>> Begin Supplied data

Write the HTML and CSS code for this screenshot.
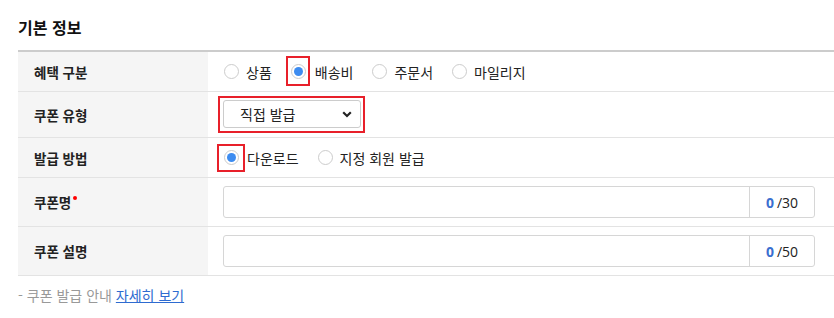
FILE: index.html
```html
<!DOCTYPE html>
<html lang="ko">
<head>
  <meta charset="UTF-8">
  <meta name="viewport" content="width=device-width, initial-scale=1.0">
  <title>기본 정보</title>
  <link rel="stylesheet" href="styles.css">
</head>
<body>
  <div class="section">
    <h2 class="title">기본 정보</h2>
    <div class="form-table">
      <div class="row row-sm">
        <div class="label">혜택 구분</div>
        <div class="value">
          <label class="radio"><span class="dot"></span>상품</label>
          <label class="radio"><span class="mark mark-a"><span class="dot checked"></span></span>배송비</label>
          <label class="radio"><span class="dot"></span>주문서</label>
          <label class="radio"><span class="dot"></span>마일리지</label>
        </div>
      </div>
      <div class="row row-md">
        <div class="label">쿠폰 유형</div>
        <div class="value">
          <div class="mark-box">
            <div class="select">
              <span>직접 발급</span>
              <svg class="chevron" width="10" height="7" viewBox="0 0 10 7"><path d="M1.2 1.3 L5 5 L8.8 1.3" fill="none" stroke="#222" stroke-width="2.2"/></svg>
            </div>
          </div>
        </div>
      </div>
      <div class="row row-sm">
        <div class="label">발급 방법</div>
        <div class="value">
          <label class="radio"><span class="mark mark-b"><span class="dot checked"></span></span>다운로드</label>
          <label class="radio"><span class="dot"></span>지정 회원 발급</label>
        </div>
      </div>
      <div class="row row-lg">
        <div class="label">쿠폰명<span class="req"></span></div>
        <div class="value">
          <div class="text-input">
            <div class="field"></div>
            <div class="counter"><em>0</em> /30</div>
          </div>
        </div>
      </div>
      <div class="row row-lg">
        <div class="label">쿠폰 설명</div>
        <div class="value">
          <div class="text-input">
            <div class="field"></div>
            <div class="counter"><em>0</em> /50</div>
          </div>
        </div>
      </div>
    </div>
    <p class="guide">- 쿠폰 발급 안내 <a href="#">자세히 보기</a></p>
  </div>
</body>
</html>
```

FILE: styles.css
```css
body {
  margin: 0;
  font-family: "Noto Sans CJK KR", "Noto Sans", sans-serif;
  color: #222;
  background: #fff;
}

.section {
  padding-left: 18px;
}

.title {
  margin: 0;
  padding: 17px 0 13px;
  font-size: 16px;
  line-height: 20px;
  font-weight: bold;
  color: #111;
}

.form-table {
  border-top: 2px solid #ccc;
}

.row {
  display: flex;
  border-bottom: 1px solid #e3e3e3;
}

.row-sm { height: 39px; }
.row-md { height: 45px; }
.row-lg { height: 48px; }

.label {
  width: 174px;
  flex-shrink: 0;
  padding-left: 16px;
  background: #f5f5f5;
  display: flex;
  align-items: center;
  font-size: 13.5px;
  font-weight: bold;
  color: #222;
}

.req {
  width: 4px;
  height: 4px;
  border-radius: 50%;
  background: #f00;
  margin: -9px 0 0 2px;
}

.value {
  flex: 1;
  display: flex;
  align-items: center;
  padding: 0 19px 0 15px;
  font-size: 14px;
  color: #222;
}

.radio {
  display: flex;
  align-items: center;
  margin-right: 18px;
}

.dot {
  width: 13px;
  height: 13px;
  border: 1px solid #ccc;
  border-radius: 50%;
  margin: 0 7px 0 1px;
  position: relative;
  background: #fff;
}

.dot.checked::after {
  content: "";
  position: absolute;
  left: 2px;
  top: 2px;
  width: 9px;
  height: 9px;
  border-radius: 50%;
  background: #3d8cf0;
}

.mark {
  display: flex;
  outline: 2px solid #e8202a;
}

.mark .dot {
  margin: 0;
}

.mark-a {
  padding: 6px 2px 5px 3px;
  margin: -6px 7px -5px -2px;
}

.mark-b {
  padding: 4px 4px 5px 5px;
  margin: -4px 4px -5px -4px;
}

.mark-box {
  border: 2px solid #e8202a;
  padding: 2px 2px 3px 3px;
  margin-left: -5px;
}

.select {
  width: 112px;
  height: 26px;
  border: 1px solid #ccc;
  border-radius: 3px;
  padding: 0 8px 0 16px;
  display: flex;
  align-items: center;
  justify-content: space-between;
  color: #222;
  font-size: 14px;
}

.text-input {
  flex: 1;
  height: 30px;
  display: flex;
  border: 1px solid #d6d6d6;
  border-radius: 3px;
}

.field {
  flex: 1;
}

.counter {
  width: 64px;
  border-left: 1px solid #d6d6d6;
  display: flex;
  align-items: center;
  justify-content: center;
  font-family: "Open Sans", "Noto Sans", sans-serif;
  font-size: 14px;
  color: #222;
}

.counter em {
  font-style: normal;
  font-weight: bold;
  color: #3a6fd0;
  margin-right: 3px;
}

.guide {
  margin: 9px 0 0;
  font-size: 14px;
  line-height: 20px;
  color: #999;
}

.guide a {
  color: #2e6bd0;
}
```
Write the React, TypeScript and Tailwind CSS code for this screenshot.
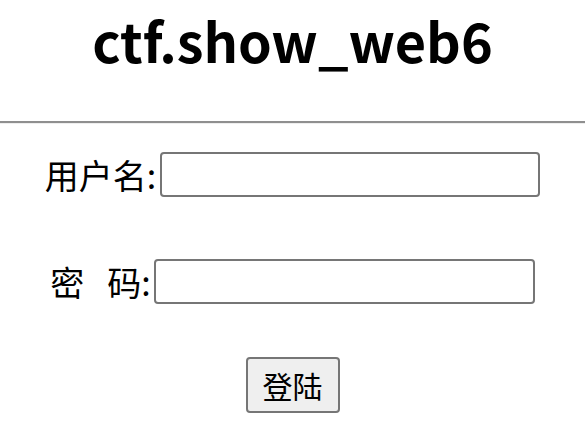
export default function App() {
  return (
    <div className="bg-white text-black font-['Noto_Sans_CJK_SC',sans-serif] min-h-[430px]">
      <h1 className="text-center text-[54px] font-bold leading-[80px]">ctf.show_web6</h1>
      <div className="mt-[41px] border-t-2 border-t-[#8f8f8f] border-b border-b-[#eeeeee]" />
      <form className="flex flex-col items-center" onSubmit={(e) => e.preventDefault()}>
        <div className="mt-[28px] flex items-center text-[34px] leading-[45px]">
          <span>用户名:</span>
          <input type="text" className="ml-[4px] w-[380px] h-[45px] border-2 border-[#767676] rounded-[4px]" />
        </div>
        <div className="mt-[62px] flex items-center text-[34px] leading-[45px]">
          <span>密&nbsp;&nbsp;&nbsp;码:</span>
          <input type="password" className="ml-[3px] w-[381px] h-[45px] border-2 border-[#767676] rounded-[4px]" />
        </div>
        <button
          type="submit"
          className="mt-[53px] w-[94px] h-[56px] bg-[#efefef] border-2 border-[#767676] rounded-[4px] text-[30px] leading-none"
        >
          登陆
        </button>
      </form>
    </div>
  )
}
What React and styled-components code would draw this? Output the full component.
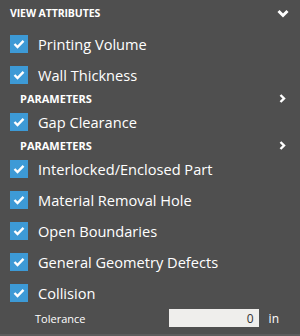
import React from 'react'
import styled, { createGlobalStyle } from 'styled-components'

const GlobalStyle = createGlobalStyle`
    html, body {
        margin: 0;
        padding: 0;
        background: #4f4f4f;
    }
    body {
        font-family: 'Open Sans', 'Noto Sans', sans-serif;
    }
`

const attributes = [
    { label: 'Printing Volume' },
    { label: 'Wall Thickness', params: true },
    { label: 'Gap Clearance', params: true },
    { label: 'Interlocked/Enclosed Part' },
    { label: 'Material Removal Hole' },
    { label: 'Open Boundaries' },
    { label: 'General Geometry Defects' },
    { label: 'Collision' },
]

const ChevronDown = () => (
    <svg width="12" height="9" viewBox="0 0 12 9">
        <path d="M1.5 2 L6 6.5 L10.5 2" fill="none" stroke="#fff" strokeWidth="3" />
    </svg>
)

const ChevronRight = () => (
    <svg width="7" height="9" viewBox="0 0 7 9">
        <path d="M1.5 1 L5 4.5 L1.5 8" fill="none" stroke="#fff" strokeWidth="2.4" />
    </svg>
)

const Check = () => (
    <svg width="12" height="10" viewBox="0 0 12 10">
        <path d="M1.5 5 L4.5 8 L10.5 1.8" fill="none" stroke="#fff" strokeWidth="2.4" />
    </svg>
)

const App = () => {
    return (
        <Panel>
            <GlobalStyle />
            <Header>
                <span>View Attributes</span>
                <ChevronDown />
            </Header>
            {attributes.map((a) => (
                <React.Fragment key={a.label}>
                    <Row>
                        <Box><Check /></Box>
                        <Label>{a.label}</Label>
                    </Row>
                    {a.params && (
                        <Params>
                            <span>Parameters</span>
                            <ChevronRight />
                        </Params>
                    )}
                </React.Fragment>
            ))}
            <Tolerance>
                <span>Tolerance</span>
                <Input value="0" readOnly />
                <Unit>in</Unit>
            </Tolerance>
        </Panel>
    )
}

const Panel = styled.div`
    width: 300px;
    height: 336px;
    box-sizing: border-box;
    background: #4f4f4f;
    border-bottom: 2px solid #5c5c5c;
    color: #fff;
    overflow: hidden;
`

const Header = styled.div`
    height: 28px;
    box-sizing: border-box;
    padding: 3px 11px 0 10px;
    display: flex;
    align-items: center;
    justify-content: space-between;
    span {
        font-size: 10.5px;
        font-weight: 700;
        text-transform: uppercase;
        letter-spacing: -0.1px;
        margin-top: -6px;
    }
    svg {
        margin-top: -4px;
    }
`

const Row = styled.div`
    height: 31px;
    box-sizing: border-box;
    padding: 7px 0 0 10px;
    display: flex;
    align-items: flex-start;
`

const Box = styled.div`
    width: 18px;
    height: 18px;
    background: #3d9ad6;
    display: flex;
    align-items: center;
    justify-content: center;
    flex-shrink: 0;
`

const Label = styled.span`
    margin-left: 10px;
    font-size: 14.6px;
    line-height: 18px;
    color: #fff;
`

const Params = styled.div`
    height: 16px;
    display: flex;
    align-items: center;
    justify-content: space-between;
    padding: 0 14px 0 20px;
    span {
        font-size: 11px;
        font-weight: 700;
        text-transform: uppercase;
        letter-spacing: 0;
    }
`

const Tolerance = styled.div`
    display: flex;
    align-items: center;
    padding: 1px 0 0 35px;
    span {
        font-size: 11px;
        color: #fff;
    }
`

const Input = styled.input`
    margin-left: auto;
    width: 90px;
    height: 18px;
    box-sizing: border-box;
    border: none;
    outline: none;
    background: #efeeec;
    text-align: right;
    padding: 0 5px;
    font-family: 'Open Sans', sans-serif;
    font-size: 12px;
    color: #333;
`

const Unit = styled.em`
    font-style: normal;
    font-size: 12px;
    color: #fff;
    margin: 0 21px 0 10px;
`

export default App
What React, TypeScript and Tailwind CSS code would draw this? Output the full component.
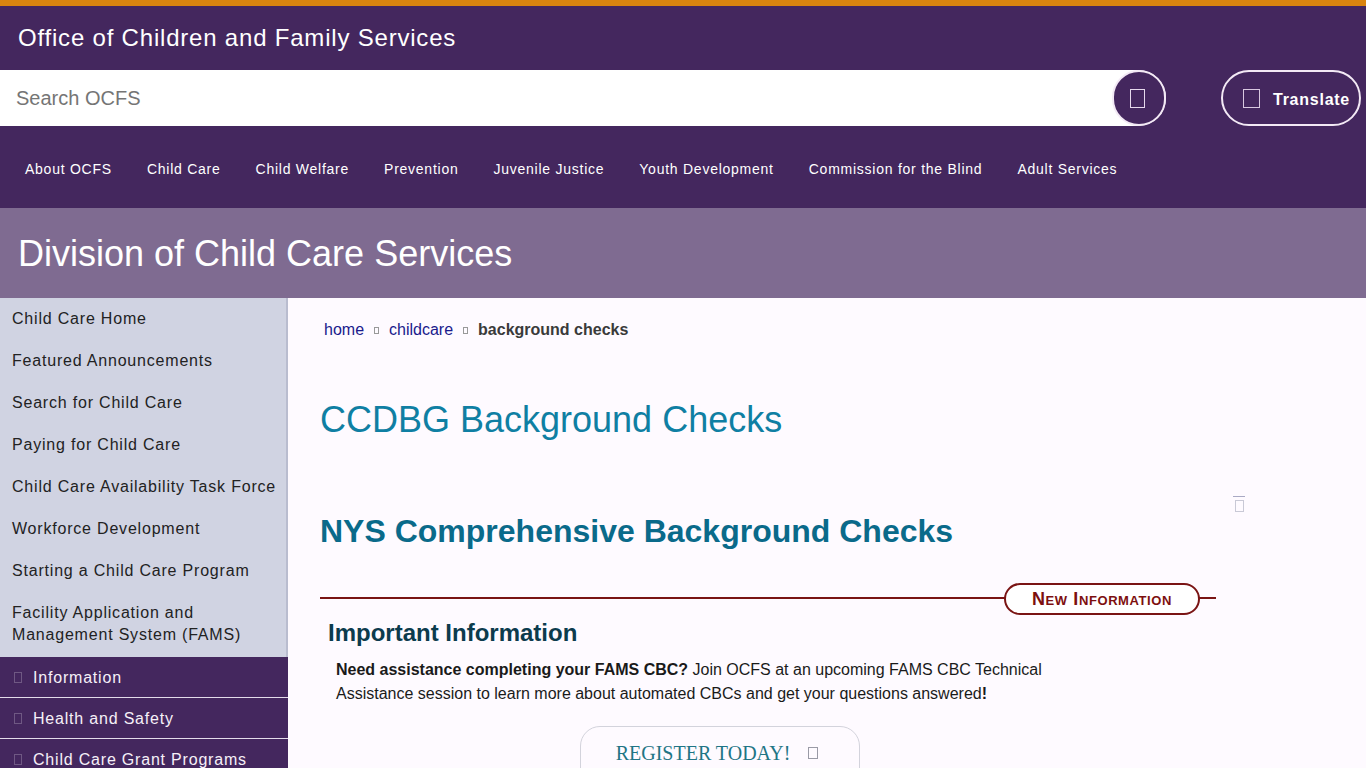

>> End Supplied data

*Short task:* Copy each line of the preceding data that contains the string "Output".

*The reply:*
What React and styled-components code would draw this? Output the full component.
What React, TypeScript and Tailwind CSS code would draw this? Output the full component.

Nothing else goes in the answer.